1) Prove that there are infinitely many positive integers $n$ such that there exists a permutation of $1, 2, 3, . . . , n$ with the property that the difference between any two adjacent numbers is equal to either $2015$ or $2016$. 2) Let $k$ be a positive integer. Is the statement in 1) still true if we replace the numbers $2015$ and $2016$ by $k$ and $k + 2016$, respectively?

Given four numbers $x, y, z, t$, let $(a, b, c, d)$ be a permutation of $(x, y, z, t)$ and set $x_1 =|a- b|$, $y_1 = |b-c|$, $z_1 = |c-d|$, and $t_1 = |d -a|$. From $x_1, y_1, z_1, t_1$, form in the same fashion the numbers $x_2, y_2, z_2, t_2$, and so on. It is known that $x_n = x, y_n = y, z_n = z, t_n = t$ for some $n$. Find all possible values of $(x, y, z, t)$.

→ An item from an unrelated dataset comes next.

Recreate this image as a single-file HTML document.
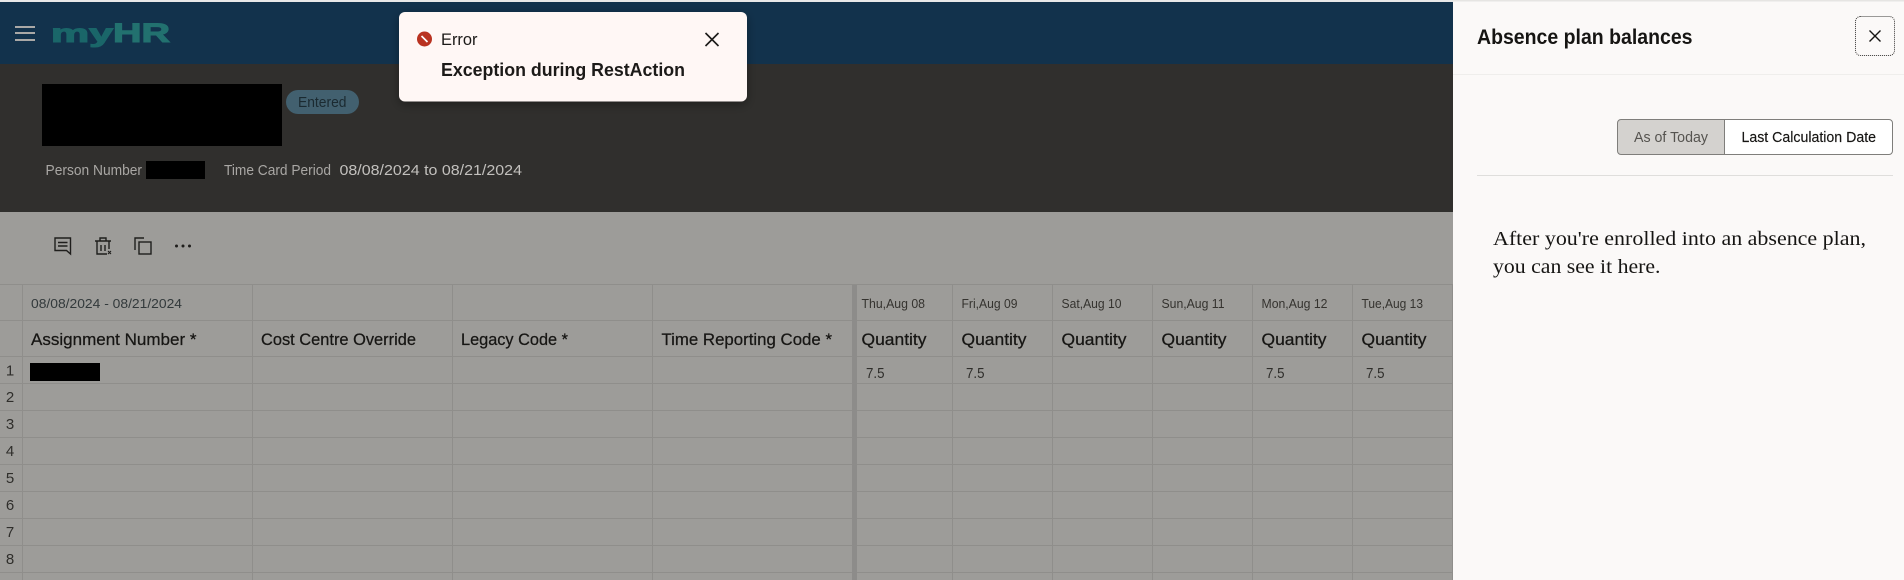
<!DOCTYPE html>
<html lang="en">
<head>
<meta charset="utf-8">
<title>myHR</title>
<style>
html,body{margin:0;padding:0;width:1904px;height:580px;overflow:hidden;background:#9d9c99}
svg{display:block;position:absolute;left:0;top:0}
text{font-family:"Liberation Sans",sans-serif;white-space:pre}
.day{font-size:12.500px;fill:#35332f}
.qty{font-size:17px;fill:#171614;stroke:#171614;stroke-width:.25}
.val{font-size:14.500px;fill:#2f2e2b}
.num{font-size:15px;fill:#2f2e2b;text-anchor:middle}
.hd{font-size:17px;fill:#171614;stroke:#171614;stroke-width:.25}
</style>
</head>
<body>
<svg width="1904" height="580" viewBox="0 0 1904 580" xmlns="http://www.w3.org/2000/svg">
<defs>
<filter id="sh" x="-10%" y="-20%" width="120%" height="150%"><feDropShadow dx="0" dy="3" stdDeviation="5" flood-color="#000" flood-opacity=".35"/></filter>
</defs>

<!-- page bands -->
<rect width="1904" height="2" fill="#e8e8e8"/>
<rect y="2" width="1453" height="62" fill="#12324c"/>
<rect y="64" width="1453" height="148" fill="#302f2d"/>
<rect y="212" width="1453" height="368" fill="#9d9c99"/>

<!-- hamburger -->
<g fill="#a9a8a6">
<rect x="15" y="26" width="20" height="2"/>
<rect x="15" y="32" width="20" height="2"/>
<rect x="15" y="39" width="20" height="2"/>
</g>
<!-- logo -->
<text x="51" y="42" font-size="25" font-weight="700" fill="#1a6669" stroke="#1a6669" stroke-width="1.100" textLength="62" lengthAdjust="spacingAndGlyphs">my</text>
<text x="113" y="42" font-size="27" font-weight="700" fill="#22716f" stroke="#22716f" stroke-width="1.100" textLength="57" lengthAdjust="spacingAndGlyphs">HR</text>

<!-- title strip -->
<rect x="42" y="84" width="240" height="62" fill="#000"/>
<rect x="286" y="90" width="73" height="24" rx="12" fill="#42606f"/>
<text x="298" y="107" font-size="15" fill="#1b2a31" textLength="48.500" lengthAdjust="spacingAndGlyphs">Entered</text>
<text x="45.500" y="175" font-size="15" fill="#a9a7a4" textLength="96.500" lengthAdjust="spacingAndGlyphs">Person Number</text>
<rect x="146" y="161" width="59" height="18" fill="#000"/>
<text x="224" y="175" font-size="15" fill="#a9a7a4" textLength="107" lengthAdjust="spacingAndGlyphs">Time Card Period</text>
<text x="339.500" y="175" font-size="14.500" fill="#c2c0bd" textLength="182.500" lengthAdjust="spacingAndGlyphs">08/08/2024 to 08/21/2024</text>

<!-- toolbar icons -->
<g fill="none" stroke="#1f1e1c" stroke-width="1.400">
<path d="M55 238h15.500v16l-4-3.500H55z"/>
<path d="M58 242.500h9.500M58 246h9.500"/>
<path d="M95 241h16M100 241v-3h6v3M97 241v13h10M109 241v8M101 245v6M105 245v6"/>
<path d="M144 238h-9v12"/>
<rect x="139" y="242" width="12" height="12"/>
</g>
<path d="M108 251l3 3m0-3l-3 3" stroke="#1f1e1c" stroke-width="1.100" fill="none"/>
<g fill="#1f1e1c"><circle cx="176.500" cy="246" r="1.500"/><circle cx="183" cy="246" r="1.500"/><circle cx="189.500" cy="246" r="1.500"/></g>

<!-- grid -->
<g shape-rendering="crispEdges" stroke="#8f8e8b" stroke-width="1" fill="none">
<path d="M0 284.500H1453M0 320.500H1453M0 356.500H1453M0 383.500H1453M0 410.500H1453M0 437.500H1453M0 464.500H1453M0 491.500H1453M0 518.500H1453M0 545.500H1453M0 572.500H1453"/>
<path d="M22.500 284V580M252.500 284V580M452.500 284V580M652.500 284V580M952.500 284V580M1052.500 284V580M1152.500 284V580M1252.500 284V580M1352.500 284V580M1452.500 284V580"/>
</g>
<rect x="852" y="285" width="5" height="295" fill="#8d8c8a"/>

<text x="31" y="308" font-size="12.500" fill="#32393b" textLength="151" lengthAdjust="spacingAndGlyphs">08/08/2024 - 08/21/2024</text>
<text class="hd" x="31" y="345" textLength="165.500" lengthAdjust="spacingAndGlyphs">Assignment Number *</text>
<text class="hd" x="261" y="345" textLength="155" lengthAdjust="spacingAndGlyphs">Cost Centre Override</text>
<text class="hd" x="461" y="345" textLength="107" lengthAdjust="spacingAndGlyphs">Legacy Code *</text>
<text class="hd" x="661.500" y="345" textLength="170.500" lengthAdjust="spacingAndGlyphs">Time Reporting Code *</text>

<text class="day" x="861.500" y="308" textLength="63.500" lengthAdjust="spacingAndGlyphs">Thu,Aug 08</text>
<text class="day" x="961.500" y="308" textLength="56" lengthAdjust="spacingAndGlyphs">Fri,Aug 09</text>
<text class="day" x="1061.500" y="308" textLength="60" lengthAdjust="spacingAndGlyphs">Sat,Aug 10</text>
<text class="day" x="1161.500" y="308" textLength="63" lengthAdjust="spacingAndGlyphs">Sun,Aug 11</text>
<text class="day" x="1261.500" y="308" textLength="66" lengthAdjust="spacingAndGlyphs">Mon,Aug 12</text>
<text class="day" x="1361.500" y="308" textLength="61.500" lengthAdjust="spacingAndGlyphs">Tue,Aug 13</text>

<text class="qty" x="861.500" y="345" textLength="65" lengthAdjust="spacingAndGlyphs">Quantity</text>
<text class="qty" x="961.500" y="345" textLength="65" lengthAdjust="spacingAndGlyphs">Quantity</text>
<text class="qty" x="1061.500" y="345" textLength="65" lengthAdjust="spacingAndGlyphs">Quantity</text>
<text class="qty" x="1161.500" y="345" textLength="65" lengthAdjust="spacingAndGlyphs">Quantity</text>
<text class="qty" x="1261.500" y="345" textLength="65" lengthAdjust="spacingAndGlyphs">Quantity</text>
<text class="qty" x="1361.500" y="345" textLength="65" lengthAdjust="spacingAndGlyphs">Quantity</text>

<text class="val" x="866" y="378" textLength="18.500" lengthAdjust="spacingAndGlyphs">7.5</text>
<text class="val" x="966" y="378" textLength="18.500" lengthAdjust="spacingAndGlyphs">7.5</text>
<text class="val" x="1266" y="378" textLength="18.500" lengthAdjust="spacingAndGlyphs">7.5</text>
<text class="val" x="1366" y="378" textLength="18.500" lengthAdjust="spacingAndGlyphs">7.5</text>

<rect x="30" y="363" width="70" height="18" fill="#000"/>
<text class="num" x="10" y="375.500">1</text>
<text class="num" x="10" y="402">2</text>
<text class="num" x="10" y="429">3</text>
<text class="num" x="10" y="456">4</text>
<text class="num" x="10" y="483">5</text>
<text class="num" x="10" y="510">6</text>
<text class="num" x="10" y="537">7</text>
<text class="num" x="10" y="564">8</text>

<!-- toast -->
<rect x="399" y="12" width="348" height="89.500" rx="6" fill="#fff7f5" filter="url(#sh)"/>
<circle cx="424.500" cy="39" r="7.500" fill="#b93220"/>
<path d="M421.500 36l6 6" stroke="#fff" stroke-width="1.700"/>
<text x="441" y="45" font-size="17" fill="#1c1a18" textLength="36.500" lengthAdjust="spacingAndGlyphs">Error</text>
<text x="441" y="76" font-size="18" font-weight="700" fill="#1c1a18" textLength="244" lengthAdjust="spacingAndGlyphs">Exception during RestAction</text>
<path d="M705.500 33l13 13m0-13l-13 13" stroke="#1c1a18" stroke-width="1.600" fill="none"/>

<!-- side panel -->
<rect x="1453" y="0" width="451" height="580" fill="#fbf9f8"/>
<rect x="1453" y="0" width="451" height="1.500" fill="#e6e5e3"/>
<rect x="1453" y="74" width="451" height="1" fill="#efeeec"/>
<text x="1477" y="44" font-size="21" font-weight="700" fill="#161513" textLength="215.500" lengthAdjust="spacingAndGlyphs">Absence plan balances</text>
<rect x="1855.500" y="16.500" width="39" height="39" rx="5" fill="none" stroke="#3a3937" stroke-width="1" stroke-dasharray="1 1"/>
<path d="M1869.500 30.500l11 11m0-11l-11 11" stroke="#161513" stroke-width="1.400" fill="none"/>

<path d="M1724.500 119.500H1621a3.500 3.500 0 0 0-3.500 3.500v28a3.500 3.500 0 0 0 3.500 3.500h103.500z" fill="#d4d2cf" stroke="#7f7e7b"/>
<path d="M1724.500 119.500H1889a3.500 3.500 0 0 1 3.500 3.500v28a3.500 3.500 0 0 1-3.500 3.500H1724.500z" fill="#fff" stroke="#7f7e7b"/>
<text x="1634" y="142" font-size="15" fill="#55534f" textLength="74" lengthAdjust="spacingAndGlyphs">As of Today</text>
<text x="1741.500" y="142" font-size="15" fill="#161513" stroke="#161513" stroke-width=".15" textLength="134.500" lengthAdjust="spacingAndGlyphs">Last Calculation Date</text>
<rect x="1477" y="175" width="416" height="1" fill="#dfdedc"/>

<text x="1493" y="245" font-size="20" fill="#161513" style="font-family:'Liberation Serif',serif" textLength="373" lengthAdjust="spacingAndGlyphs">After you're enrolled into an absence plan,</text>
<text x="1493" y="273" font-size="20" fill="#161513" style="font-family:'Liberation Serif',serif" textLength="167.500" lengthAdjust="spacingAndGlyphs">you can see it here.</text>
</svg>
</body>
</html>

Let $ABC$ be a non isosceles triangle with circumcircle $(O)$ and incircle $(I)$. Denote $(O_1)$ as the circle internal tangent to $(O)$ at $A_1$ and also tangent to segments $AB,AC$ at $A_b,A_c$ respectively. Define the circles $(O_2), (O_3)$ and the points $B_1, C_1, B_c , B_a, C_a, C_b$ similarly. 1. Prove that $AA_1, BB_1, CC_1$ are concurrent at the point $M$ and $3$ points $I,M,O$ are collinear. 2. Prove that the circle $(I)$ is inscribed in the hexagon with $6$ vertices $A_b,A_c , B_c , B_a, C_a, C_b$.

Let $n$ be a given positive integer. Prove that there are infinitely many pairs of positive integers $(a, b)$ with $a, b > n$ such that $$\prod_{i=1}^{2015} (a + i) | b(b + 2016), \prod_{i=1}^{2015}(a + i) \nmid b, \prod_{i=1}^{2015} (a + i)\mid (b + 2016)$$.